What kindof lame drugs are they giving us
Obviously, not the same ones that the Hollywood set is getting. Eat the Rich. Fuckers.
girls, you gotta take more than the prescribed amount to get a good high. 1 or 2 percocets or vicodin ain't gonna do it. you take 4 or 5…now, if you're a veteran like me, you take 5 percocets, mix it with 3 sleeping pills, wait an hour and have a shot of rum. then you're in heaven. you're actually in heaven after 5 percocets and 20 minutes but i like to really be in heaven. for you neophytes, start with just a few without mixing it with anything else. about the oxycontin juju, it's so fucking potent, even the low dose one, that it's time released. to break the time release in the event you get it, put it in your mouth, lick off the coating, crush it with your teeth and swallow. wait 15 mins. and go straight to heaaaaaaaven. you'll realize why rush limbaugh was popping 50 a day (of course, that would kill your normal person…that tub of lard musta built up some amazing tolerance). on the down side juju, since oxycontin is basically considered heroin in pill form and it's makers are being sued for lying about it's addictive properties (all the pharmacies around here were being held up by oxy addicts so now none of them carry it), you might wanna be careful. or not, i'm not one to judge
girls, you gotta take more than the prescribed amount to get a good high. 1 or 2 percocets or vicodin ain't gonna do it. you take 4 or 5…now, if you're a veteran like me, you take 5 percocets, mix it with 3 sleeping pills, wait an hour and have a shot of rum. then you're in heaven. you're actually in heaven after 5 percocets and 20 minutes but i like to really be in heaven. for you neophytes, start with just a few without mixing it with anything else. about the oxycontin juju, it's so fucking potent, even the low dose one, that it's time released. to break the time release in the event you get it, put it in your mouth, lick off the coating, crush it with your teeth and swallow. wait 15 mins. and go straight to heaaaaaaaven. you'll realize why rush limbaugh was popping 50 a day (of course, that would kill your normal person…that tub of lard musta built up some amazing tolerance).
on the down side juju, since oxycontin is basically considered heroin in pill form and it's makers are being sued for lying about it's addictive properties (all the pharmacies around here were being held up by oxy addicts so now none of them carry it), you might wanna be careful. or not…who am i to judge?
(why am i not able to post this stupid paragraph properly? it must be the work of the DEA!!)
Can I snort it or smoke it.
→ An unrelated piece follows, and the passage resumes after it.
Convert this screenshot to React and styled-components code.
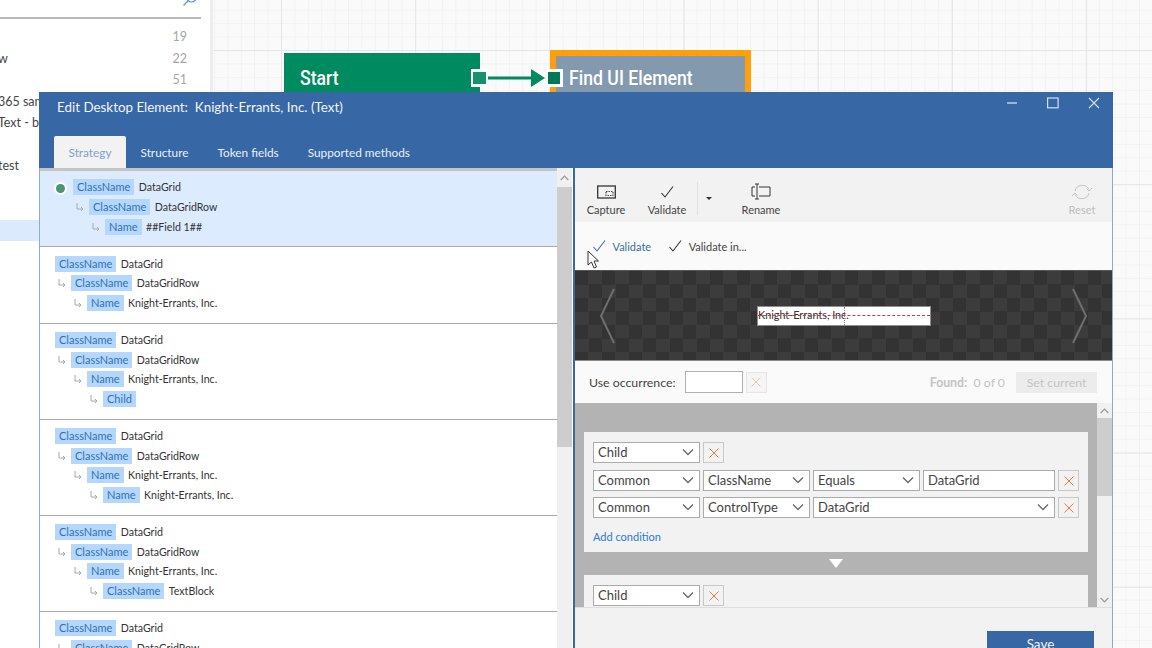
import React from "react";
import styled, { createGlobalStyle } from "styled-components";

const GlobalStyle = createGlobalStyle`
  html, body { margin: 0; padding: 0; background: #fafafa; }
  body { font-family: Lato, "Open Sans", sans-serif; }
  * { box-sizing: border-box; }
`;

const BLUE = "#3867a6";

const Desktop = styled.div`
  position: relative;
  width: 1152px;
  height: 648px;
  overflow: hidden;
  display: grid;
  grid-template-columns: 213px 1fr;
`;

/* left list behind the window */
const Sidebar = styled.div`
  background: #fff;
  border-right: 3px solid #ededed;
  padding-right: 9px;
  overflow: hidden;
`;
const SearchRow = styled.div`
  height: 19px;
  border-bottom: 2px solid #b9b9b9;
  display: flex;
  justify-content: flex-end;
  align-items: flex-end;
  padding: 0 3px 10px 0;
`;
const SideRows = styled.div`
  padding-top: 7px;
`;
const SideRow = styled.div`
  height: 21.5px;
  display: flex;
  justify-content: space-between;
  align-items: center;
  padding-right: 14px;
  font-size: 12.5px;
  color: #444;
  background: ${(p) => (p.$active ? "#dbeafc" : "transparent")};
  white-space: nowrap;
`;
const SideText = styled.span`
  margin-left: -2px;
`;
const SideCount = styled.span`
  color: #a6a6a6;
`;

const Canvas = styled.div`
  position: relative;
  background-color: #fafafa;
  background-image:
    linear-gradient(to right, #e6e6e6 1px, transparent 1px),
    linear-gradient(to bottom, #e6e6e6 1px, transparent 1px),
    linear-gradient(to right, #f2f2f2 1px, transparent 1px),
    linear-gradient(to bottom, #f2f2f2 1px, transparent 1px);
  background-size: 134.2px 134.2px, 134.2px 134.2px, 13.42px 13.42px, 13.42px 13.42px;
  background-position: 68px 50px, 68px 50px, 68px 50px, 68px 50px;
`;
const FlowNode = styled.div`
  position: absolute;
  top: ${(p) => p.$top}px;
  left: ${(p) => p.$left}px;
  width: ${(p) => p.$width}px;
  height: 60px;
  background: ${(p) => p.$bg};
  border: ${(p) => (p.$selected ? "6px solid #ff9f0a" : "none")};
  padding: ${(p) => (p.$selected ? "9px 0 0 13px" : "12px 0 0 16px")};
`;
const NodeLabel = styled.span`
  display: inline-block;
  color: #fff;
  font-family: Roboto, sans-serif;
  font-size: 21px;
  font-weight: 500;
  line-height: 27px;
  white-space: nowrap;
  transform: scaleX(0.84);
  transform-origin: left center;
`;
const Port = styled.div`
  position: absolute;
  top: 69px;
  left: ${(p) => p.$left}px;
  width: 16px;
  height: 18px;
  background: #fff;
  display: flex;
  align-items: center;
  justify-content: ${(p) => (p.$end ? "flex-start" : "flex-end")};
  padding: 0 1px;
  &::after {
    content: "";
    width: ${(p) => (p.$end ? 12 : 13)}px;
    height: 12px;
    background: ${(p) => (p.$end ? "#007a55" : "#16916e")};
  }
`;
const Connector = styled.svg`
  position: absolute;
  top: 68px;
  left: 275px;
`;

/* the dialog */
const Window = styled.div`
  position: absolute;
  top: 92px;
  left: 39px;
  width: 1074px;
  height: 600px;
  background: ${BLUE};
  display: flex;
  flex-direction: column;
`;
const TitleBar = styled.div`
  height: 30px;
  display: flex;
  align-items: center;
  justify-content: space-between;
  color: #f0f4fa;
  font-size: 13.4px;
  padding: 0 13px 0 18px;
`;
const TitleText = styled.div`
  white-space: pre;
`;
const WinControls = styled.div`
  display: flex;
  align-items: center;
  gap: 29px;
  margin-top: -8px;
  color: #cfe0f5;
`;
const TabBar = styled.div`
  height: 46px;
  display: flex;
  align-items: flex-end;
  padding-left: 15px;
`;
const Tab = styled.div`
  height: 32px;
  display: flex;
  align-items: center;
  padding: 1px 14.5px 0;
  font-size: 11.8px;
  border-radius: 2px 2px 0 0;
  background: ${(p) => (p.$active ? "#f2f2f2" : "transparent")};
  color: ${(p) => (p.$active ? "#7fa0cd" : "#eaf0f8")};
`;
const Body = styled.div`
  flex: 1;
  min-height: 0;
  display: grid;
  grid-template-columns: 535px 1fr;
  padding: 0 1px;
  background: #8eaad0;
`;

/* left: strategy list */
const ListPane = styled.div`
  display: flex;
  background: #fff;
  border-right: 2px solid ${BLUE};
  padding-right: 1px;
  min-height: 0;
  overflow: hidden;
`;
const StrategyList = styled.div`
  flex: 1;
  border-top: 3px solid #c4c4c4;
`;
const Strategy = styled.div`
  display: flex;
  padding: 6.5px 0 9.5px 15px;
  background: ${(p) => (p.$selected ? "#dcecfe" : "#fff")};
  border-bottom: 1px solid #a9a9a9;
`;
const Dot = styled.span`
  flex: none;
  width: 9px;
  height: 9px;
  margin: 6px 8px 0 1px;
  border-radius: 50%;
  background: #4a9470;
  box-shadow: 0 0 0 2px #fff;
`;
const TreeLine = styled.div`
  height: 19.75px;
  display: flex;
  align-items: center;
  padding-left: ${(p) => (p.$depth > 0 ? (p.$depth - 1) * 16 : 0)}px;
  font-size: 10.6px;
  color: #333;
  white-space: nowrap;
`;
const TreeArrow = styled.svg`
  flex: none;
  width: 16px;
  height: 12px;
`;
const Tag = styled.span`
  height: 16px;
  line-height: 15px;
  padding: 0 4px;
  background: #b5d7fd;
  color: #2e72b4;
  font-size: 11px;
  margin-right: 4.5px;
`;
const ScrollBar = styled.div`
  flex: none;
  width: ${(p) => p.$width}px;
  background: #f0f0f0;
  display: flex;
  flex-direction: column;
  align-items: center;
`;
const ScrollBtn = styled.div`
  height: ${(p) => p.$h}px;
  display: flex;
  align-items: center;
  justify-content: center;
`;
const ScrollThumb = styled.div`
  width: 100%;
  height: ${(p) => p.$h}px;
  background: #cdcdcd;
  flex: none;
`;

/* right: detail */
const DetailPane = styled.div`
  display: flex;
  flex-direction: column;
  background: #f2f2f2;
  min-height: 0;
`;
const Toolbar = styled.div`
  height: 54px;
  flex: none;
  display: flex;
  align-items: stretch;
  padding: 0 8px 0 9px;
`;
const ToolButton = styled.div`
  width: 44px;
  margin-left: ${(p) => p.$ml || 0}px;
  margin-right: ${(p) => p.$mr || 0}px;
  display: flex;
  flex-direction: column;
  align-items: center;
  padding-top: 15px;
  gap: 2px;
  font-size: 11px;
  color: ${(p) => (p.$disabled ? "#bdbdbd" : "#444")};
  svg { height: 18px; }
`;
const ToolSep = styled.div`
  width: 1px;
  height: 33px;
  margin-top: 14px;
  background: #e0e0e0;
`;
const Caret = styled.div`
  width: 0;
  height: 0;
  margin: 29px 0 0 8px;
  border-left: 3px solid transparent;
  border-right: 3px solid transparent;
  border-top: 3px solid #333;
`;
const ToolSpacer = styled.div`
  flex: 1;
`;
const SubBar = styled.div`
  height: 48px;
  flex: none;
  background: #fafafa;
  display: flex;
  align-items: center;
  padding-left: 17px;
  font-size: 11px;
`;
const SubItem = styled.div`
  display: flex;
  align-items: center;
  gap: 6.5px;
  margin-right: 17px;
  color: ${(p) => (p.$active ? "#3a6ea5" : "#444")};
`;
const Preview = styled.div`
  height: 91px;
  flex: none;
  position: relative;
  display: flex;
  align-items: center;
  justify-content: space-between;
  padding: 0 24px;
  border-top: 1px solid #555;
  border-bottom: 1px solid #8a8a8a;
  background-color: #333;
  background-image: conic-gradient(#3c3c3c 25%, transparent 25% 50%, #3c3c3c 50% 75%, transparent 75%);
  background-size: 27px 27px;
`;
const ElementBox = styled.div`
  position: absolute;
  left: 182px;
  top: 35px;
  width: 174px;
  height: 20px;
  background: #fff;
  border: 1px solid #8f8f8f;
  color: #333;
  font-size: 10.8px;
  line-height: 16px;
  white-space: nowrap;
  overflow: hidden;
  &::before {
    content: "";
    position: absolute;
    left: 0;
    right: 0;
    top: 8px;
    border-top: 1px dashed #c04040;
  }
  &::after {
    content: "";
    position: absolute;
    left: 86px;
    top: 0;
    bottom: 0;
    border-left: 1px dotted #d96a6a;
  }
`;
const OccurrenceBar = styled.div`
  height: 42px;
  flex: none;
  background: #fafafa;
  display: flex;
  align-items: center;
  padding: 0 15px 0 14px;
  font-size: 12.3px;
  color: #444;
`;
const OccurrenceInput = styled.div`
  width: 58px;
  height: 22px;
  margin-left: 9px;
  background: #fff;
  border: 1px solid #b0b0b0;
`;
const SquareButton = styled.div`
  flex: none;
  width: 21px;
  height: 21px;
  margin-left: ${(p) => p.$gap || 0}px;
  display: flex;
  align-items: center;
  justify-content: center;
  background: ${(p) => (p.$disabled ? "#f5f5f5" : "#f2f2f2")};
  border: 1px solid ${(p) => (p.$disabled ? "#e6e6e6" : "#c8c8c8")};
`;
const FoundLabel = styled.div`
  margin-left: auto;
  color: #c4c4c4;
  white-space: pre;
`;
const FoundBold = styled.span`
  font-weight: 700;
`;
const SetCurrent = styled.div`
  width: 81px;
  height: 21px;
  margin-left: 11px;
  background: #ececec;
  color: #c4c4c4;
  text-align: center;
  line-height: 21px;
`;
const Builder = styled.div`
  height: 204px;
  flex: none;
  display: flex;
  background: #b3b3b3;
  overflow: hidden;
`;
const BuilderScroll = styled.div`
  flex: 1;
  padding: 29px 9px 0 9px;
`;
const Card = styled.div`
  background: #f2f2f2;
  padding: 10px 9px 0;
  height: ${(p) => p.$h}px;
`;
const CondRow = styled.div`
  display: flex;
  gap: 3px;
  height: 21px;
  margin-bottom: ${(p) => p.$mb}px;
`;
const Field = styled.div`
  flex: none;
  width: ${(p) => p.$width}px;
  height: 21px;
  display: flex;
  align-items: center;
  justify-content: space-between;
  padding: 0 5px 1px 4px;
  background: #fff;
  border: 1px solid #ababab;
  font-size: 13px;
  color: #444;
`;
const AddLink = styled.div`
  margin-top: 12px;
  font-size: 11px;
  color: #2b7cd3;
`;
const Down = styled.div`
  height: 23px;
  display: flex;
  align-items: center;
  justify-content: center;
  &::after {
    content: "";
    border-left: 7.5px solid transparent;
    border-right: 7.5px solid transparent;
    border-top: 9px solid #fff;
  }
`;
const Footer = styled.div`
  flex: 1;
  display: flex;
  justify-content: flex-end;
  padding: 23px 18px 0 0;
  border-top: 1px solid #dedede;
`;
const SaveButton = styled.div`
  width: 107px;
  height: 34px;
  background: ${BLUE};
  color: #eef3f9;
  font-size: 13.5px;
  text-align: center;
  line-height: 26px;
`;
const Pointer = styled.svg`
  position: absolute;
  left: 587px;
  top: 250px;
`;

const Chevron = ({ color = "#666" }) => (
  <svg width="12" height="8" viewBox="0 0 12 8" fill="none" stroke={color} strokeWidth="1.3">
    <path d="M1 1.5 L6 6.5 L11 1.5" />
  </svg>
);
const Cross = ({ color = "#e07b4a", size = 10 }) => (
  <svg width={size} height={size} viewBox="0 0 10 10" fill="none" stroke={color} strokeWidth="1">
    <path d="M0.5 0.5 L9.5 9.5 M9.5 0.5 L0.5 9.5" />
  </svg>
);
const Check = ({ color = "#333", size = 14 }) => (
  <svg width={size} height={size} viewBox="0 0 14 14" fill="none" stroke={color} strokeWidth="1.1">
    <path d="M1.5 8 L5 12 L13 1.5" />
  </svg>
);
const ScrollChevron = ({ up }) => (
  <svg width="9" height="6" viewBox="0 0 9 6" fill="none" stroke="#9a9a9a" strokeWidth="1.2">
    <path d={up ? "M0.7 5 L4.5 1 L8.3 5" : "M0.7 1 L4.5 5 L8.3 1"} />
  </svg>
);

const strategies = [
  {
    selected: true,
    lines: [
      ["ClassName", "DataGrid"],
      ["ClassName", "DataGridRow"],
      ["Name", "##Field 1##"],
    ],
  },
  {
    lines: [
      ["ClassName", "DataGrid"],
      ["ClassName", "DataGridRow"],
      ["Name", "Knight-Errants, Inc."],
    ],
  },
  {
    lines: [
      ["ClassName", "DataGrid"],
      ["ClassName", "DataGridRow"],
      ["Name", "Knight-Errants, Inc."],
      ["Child", ""],
    ],
  },
  {
    lines: [
      ["ClassName", "DataGrid"],
      ["ClassName", "DataGridRow"],
      ["Name", "Knight-Errants, Inc."],
      ["Name", "Knight-Errants, Inc."],
    ],
  },
  {
    lines: [
      ["ClassName", "DataGrid"],
      ["ClassName", "DataGridRow"],
      ["Name", "Knight-Errants, Inc."],
      ["ClassName", "TextBlock"],
    ],
  },
  {
    lines: [
      ["ClassName", "DataGrid"],
      ["ClassName", "DataGridRow"],
    ],
  },
];

const sideRows = [
  { text: "", count: "19" },
  { text: "w", count: "22" },
  { text: "", count: "51" },
  { text: "365 samples" },
  { text: "Text - below" },
  { text: "" },
  { text: "test" },
  { text: "" },
  { text: "" },
  { text: "", active: true },
];

const Select = ({ width, children }) => (
  <Field $width={width}>
    {children}
    <Chevron />
  </Field>
);

const App = () => {
  return (
    <>
      <GlobalStyle />
      <Desktop>
        <Sidebar>
          <SearchRow>
            <svg width="16" height="16" viewBox="0 0 16 16" fill="none" stroke="#5b93d6" strokeWidth="1.2">
              <circle cx="9.5" cy="6" r="5" />
              <path d="M6 10 L1.5 14.5" />
            </svg>
          </SearchRow>
          <SideRows>
            {sideRows.map((row, i) => (
              <SideRow key={i} $active={row.active}>
                <SideText>{row.text}</SideText>
                <SideCount>{row.count}</SideCount>
              </SideRow>
            ))}
          </SideRows>
        </Sidebar>
        <Canvas>
          <FlowNode $top={53} $left={71} $width={196} $bg="#008a60"><NodeLabel>Start</NodeLabel></FlowNode>
          <FlowNode $top={50} $left={337} $width={201} $bg="#8299ae" $selected><NodeLabel>Find UI Element</NodeLabel></FlowNode>
          <Port $left={258} />
          <Connector width="60" height="20" viewBox="0 0 60 20">
            <path d="M0 10 H46" stroke="#008a60" strokeWidth="3" />
            <path d="M43 1 L57 10 L43 19 Z" fill="#008a60" />
          </Connector>
          <Port $left={334} $end />
        </Canvas>

        <Window>
          <TitleBar>
            <TitleText>Edit Desktop Element:  Knight-Errants, Inc. (Text)</TitleText>
            <WinControls>
              <svg width="12" height="12" viewBox="0 0 12 12" stroke="currentColor" strokeWidth="1.3"><path d="M1 6 H11" /></svg>
              <svg width="12" height="12" viewBox="0 0 12 12" fill="none" stroke="currentColor" strokeWidth="1.2"><rect x="0.6" y="1" width="10.5" height="9.8" /></svg>
              <svg width="12" height="12" viewBox="0 0 12 12" stroke="currentColor" strokeWidth="1.1"><path d="M1 1 L11 11 M11 1 L1 11" /></svg>
            </WinControls>
          </TitleBar>
          <TabBar>
            <Tab $active>Strategy</Tab>
            <Tab>Structure</Tab>
            <Tab>Token fields</Tab>
            <Tab>Supported methods</Tab>
          </TabBar>
          <Body>
            <ListPane>
              <StrategyList>
                {strategies.map((s, i) => (
                  <Strategy key={i} $selected={s.selected}>
                    {s.selected && <Dot />}
                    <div>
                      {s.lines.map(([tag, value], depth) => (
                        <TreeLine key={depth} $depth={depth}>
                          {depth > 0 && (
                            <TreeArrow viewBox="0 0 16 12" fill="none" stroke="#a8a8a8" strokeWidth="1">
                              <path d="M4 2 V8 H10 M8 6 L10 8 L8 10" />
                            </TreeArrow>
                          )}
                          <Tag>{tag}</Tag>
                          {value}
                        </TreeLine>
                      ))}
                    </div>
                  </Strategy>
                ))}
              </StrategyList>
              <ScrollBar $width={15}>
                <ScrollBtn $h={19}><ScrollChevron up /></ScrollBtn>
                <ScrollThumb $h={260} />
              </ScrollBar>
            </ListPane>

            <DetailPane>
              <Toolbar>
                <ToolButton $mr={17}>
                  <svg width="19" height="14" viewBox="0 0 19 14" fill="none">
                    <rect x="0.7" y="1" width="17.6" height="12" stroke="#333" strokeWidth="1.3" />
                    <path d="M9 6.5 H16 V10.5 H9 Z" stroke="#444" strokeWidth="1.2" strokeDasharray="1.5 1" />
                  </svg>
                  Capture
                </ToolButton>
                <ToolButton $mr={8}>
                  <Check size={14} />
                  Validate
                </ToolButton>
                <ToolSep />
                <Caret />
                <ToolButton $ml={27}>
                  <svg width="20" height="18" viewBox="0 0 20 18" fill="none" stroke="#333" strokeWidth="1">
                    <path d="M4 4 H1 V13 H4 M8 4 H19 V13 H8" />
                    <path d="M4 1 H8 M6 1 V16 M4 16 H8" />
                  </svg>
                  Rename
                </ToolButton>
                <ToolSpacer />
                <ToolButton $disabled>
                  <svg width="22" height="18" viewBox="0 0 22 18" fill="none" stroke="#c4c4c4" strokeWidth="1">
                    <path d="M4 8 A7.5 7.5 0 0 1 18 6.5 M21 5 L18.2 8 L15.5 5.5" />
                    <path d="M18 10 A7.5 7.5 0 0 1 4 11.5 M1 13 L3.8 10 L6.5 12.5" />
                  </svg>
                  Reset
                </ToolButton>
              </Toolbar>
              <SubBar>
                <SubItem $active>
                  <Check color="#3a6ea5" />
                  Validate
                </SubItem>
                <SubItem>
                  <Check />
                  Validate in...
                </SubItem>
              </SubBar>
              <Preview>
                <svg width="16" height="56" viewBox="0 0 16 56" fill="none" stroke="#6e6e6e" strokeWidth="2">
                  <path d="M15 1 L2 28 L15 55" />
                </svg>
                <ElementBox>Knight-Errants, Inc.</ElementBox>
                <svg width="16" height="56" viewBox="0 0 16 56" fill="none" stroke="#6e6e6e" strokeWidth="2">
                  <path d="M1 1 L14 28 L1 55" />
                </svg>
              </Preview>
              <OccurrenceBar>
                Use occurrence:
                <OccurrenceInput />
                <SquareButton $disabled $gap={3}><Cross color="#f0c9c0" /></SquareButton>
                <FoundLabel><FoundBold>Found:</FoundBold>  0 of 0</FoundLabel>
                <SetCurrent>Set current</SetCurrent>
              </OccurrenceBar>
              <Builder>
                <BuilderScroll>
                  <Card $h={120}>
                    <CondRow $mb={7}>
                      <Select width={107}>Child</Select>
                      <SquareButton><Cross /></SquareButton>
                    </CondRow>
                    <CondRow $mb={6}>
                      <Select width={107}>Common</Select>
                      <Select width={107}>ClassName</Select>
                      <Select width={107}>Equals</Select>
                      <Field $width={132}>DataGrid</Field>
                      <SquareButton><Cross /></SquareButton>
                    </CondRow>
                    <CondRow $mb={0}>
                      <Select width={107}>Common</Select>
                      <Select width={107}>ControlType</Select>
                      <Select width={242}>DataGrid</Select>
                      <SquareButton><Cross /></SquareButton>
                    </CondRow>
                    <AddLink>Add condition</AddLink>
                  </Card>
                  <Down />
                  <Card $h={60}>
                    <CondRow $mb={0}>
                      <Select width={107}>Child</Select>
                      <SquareButton><Cross /></SquareButton>
                    </CondRow>
                  </Card>
                </BuilderScroll>
                <ScrollBar $width={15}>
                  <ScrollBtn $h={15}><ScrollChevron up /></ScrollBtn>
                  <ScrollThumb $h={78} />
                  <ToolSpacer />
                  <ScrollBtn $h={15}><ScrollChevron /></ScrollBtn>
                </ScrollBar>
              </Builder>
              <Footer>
                <SaveButton>Save</SaveButton>
              </Footer>
            </DetailPane>
          </Body>
        </Window>

        <Pointer width="13" height="19" viewBox="0 0 13 19">
          <path d="M1 1 V15 L4.5 12 L7 18 L9.5 17 L7 11 H11.5 Z" fill="#fff" stroke="#333" strokeWidth="1" />
        </Pointer>
      </Desktop>
    </>
  );
};

export default App;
I'm so old school. Back in my days we just smoked everything. Pot, coke, oregano. SHUT UP! This guy said it would work.
Hey, what do you crackheads know about cyclobenzaprine? They gave it to me for the pain before surgery. I think they are trying to trick me. YOu can't fool me. Shame me once never fool a fool agian.
My neighbor tried to smoke banana peels because he heard it was a great high. I think that he just looked like a douche trying to light up a bunch of rotten banana peels. Whatev's.
I love that. Let's see how many object we can get people to smoke. Books get you really high, try it.
Kitty litter is a better high than crack, that's what I hear.